Now all the hope of freedom vanished, and I often in despair pressed my body against the damp wall that held us prisoners, wondering if ever we would see the sunshine break through this wall again.

XXVI
FEAR AND DREAD

After the incident with Yurovsky over the intercepted letters, almost overnight Mother’s hair turned white. She became weak and could hardly walk without leaning on someone’s arm. Even when prayer bolstered her spirit, her hands shook and her voice faded into a whisper. For one month she suffered untold agony, refusing to believe that we had been betrayed. Yet she said, “It is God’s Will.” In these words we could sense her craving for the Holy Communion which brought her the calmness of God’s spirit. Father would look at her and turn his face aside so that his falling tears would not be seen. It was his quiet way of bearing himself that carried along the rest of us. He dropped his head, but not for long. Once more he would hold himself erect, determined to look beyond these cruel conditions to the time when Russia would once more believe in him and repent. For each other’s sake we tried again and went through each day with renewed faith in God and hope for the morrow.

Here we never went out to Church. The priest came to us only twice. Whatever services we had, we held them ourselves. Mother read aloud from the Bible; the rest of us chanted the prayers. We had our own service every day. The comfort of the homemade service lifted us all and gave us satisfaction. Morning, noon and evening we refreshed our faith in God. Religion was our nourishment, especially to Mother. There is no book as precious as the Bible and nothing will ever be able to take its place. It is the Word of God and will never die. Even the hovering guards listened in quiet, their heads bowed. We were astonished.

At last the hard shell of the guards began to crack and out of the cracks oozed a crude shame. In their rough way they tried to atone for their treatment of us. They extended pity when all we wanted was to be left alone. They even gave us some of that by lessening their intrusion into our privacy. Mother called it victory—an answer to our prayers. But when it was discovered that they were becoming lenient, they were, much to our sorrow, promptly removed. The last part of June or the beginning of July they were replaced by the toughest, lowest crew imaginable. These men were beasts. We tried submissiveness, courtesy, but to no avail. When they saw the comfort we derived from our daily services they took away our Bible. But they could not take away our faith. Mother said, “This is another test. Is there not enough of Christ in us to do without the Bible?” But Mother was more shaken than I had ever seen her as she said this. Father looked at the guards and accepted the humiliation.
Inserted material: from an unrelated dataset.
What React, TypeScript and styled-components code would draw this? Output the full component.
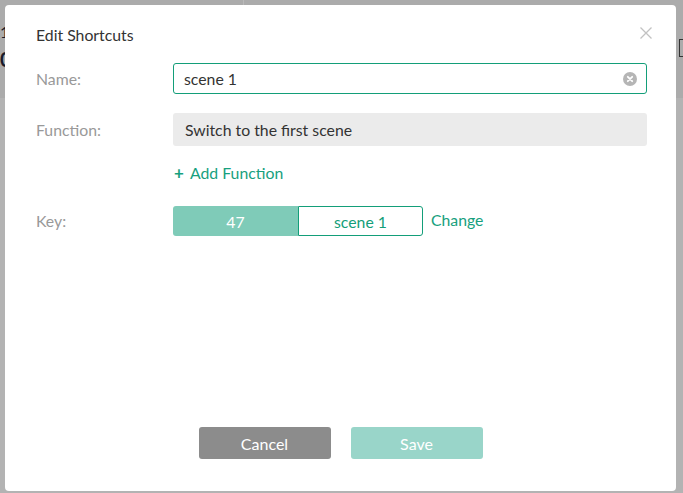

The men were so unshakeable and cruel. Now we no longer saw or heard them. Their inhuman treatment had built a wall around us, a wall of fear, hard and dark on the outside, soft and mystical inside. We became a world apart, detached from mundane things. Our bodies touched the ground, but our souls were far above in God’s world. Each day of persecution lifted us higher. We were helping Christ to carry His burden. We were marked to suffer, for Russia.

In our last days our privacy was so uncertain we never wholly undressed. The men were there with a repulsive curiosity. Instinctively we drew our skirts aside as one draws away from vermin. The new guards were not Russian at all. We heard every kind of language: Polish, Latvian, Hungarian, German and Yiddish. In the dining room, carelessly thrown on the table, we saw German newspapers which we did not touch. The guards were ready for any trouble, their expressions were filled with accusations.

Yurovsky took a fiendish delight in drawing the family into conversation. The evil in his soul came through, to scar his face. We wanted to hold ourselves aloof but we did not wish to anger him. His mouth was always full of saliva and every time he spoke we feared it would fly out at us. Yurovsky, Sverdlov, Goloshchekin and Medvediev with four Letts and Hungarians searched the entire house. They pulled out all our suitcases, books and pictures and examined every nook and corner, and by the time they were through searching, the house was in complete disorder.

Father read a great deal in order to get his mind off the humiliating surroundings. He wondered if we could memorize such and such a passage, hoping thereby to relieve our nervous tension. He still believed that the fate of our family and Russia was in God’s hands. His belief was a great comfort to us, and helped to carry us through the dark nights. At length our Bible was returned to us.

Yurovsky came into our quarters one day with a cigarette in his mouth. As he stood in front of us, he pulled out a match from his pocket, struck it on the sole of his shoe and lighted the cigarette. It was not hard to recognize it as one of Father’s gold-tipped, Russian double-eagle cigarettes. These cigarettes were made especially for Father by Benson and Hedges with his name on them, but Father had not used many of these during the war. Yurovsky wanted Father to see him smoke this long, slender aristocrat of cigarettes, hoping to hurt his feelings. When he finished smoking he left the gold-tipped butt on the ashtray for us to see. We girls also noticed he wore some of Father’s clothes, probably taken from the trunks in the attic. His appearance was always untidy, no matter what he wore, and his shirt was always open at the neck. From his bushy, black eyebrows he looked out sideways, never straight into one’s eyes.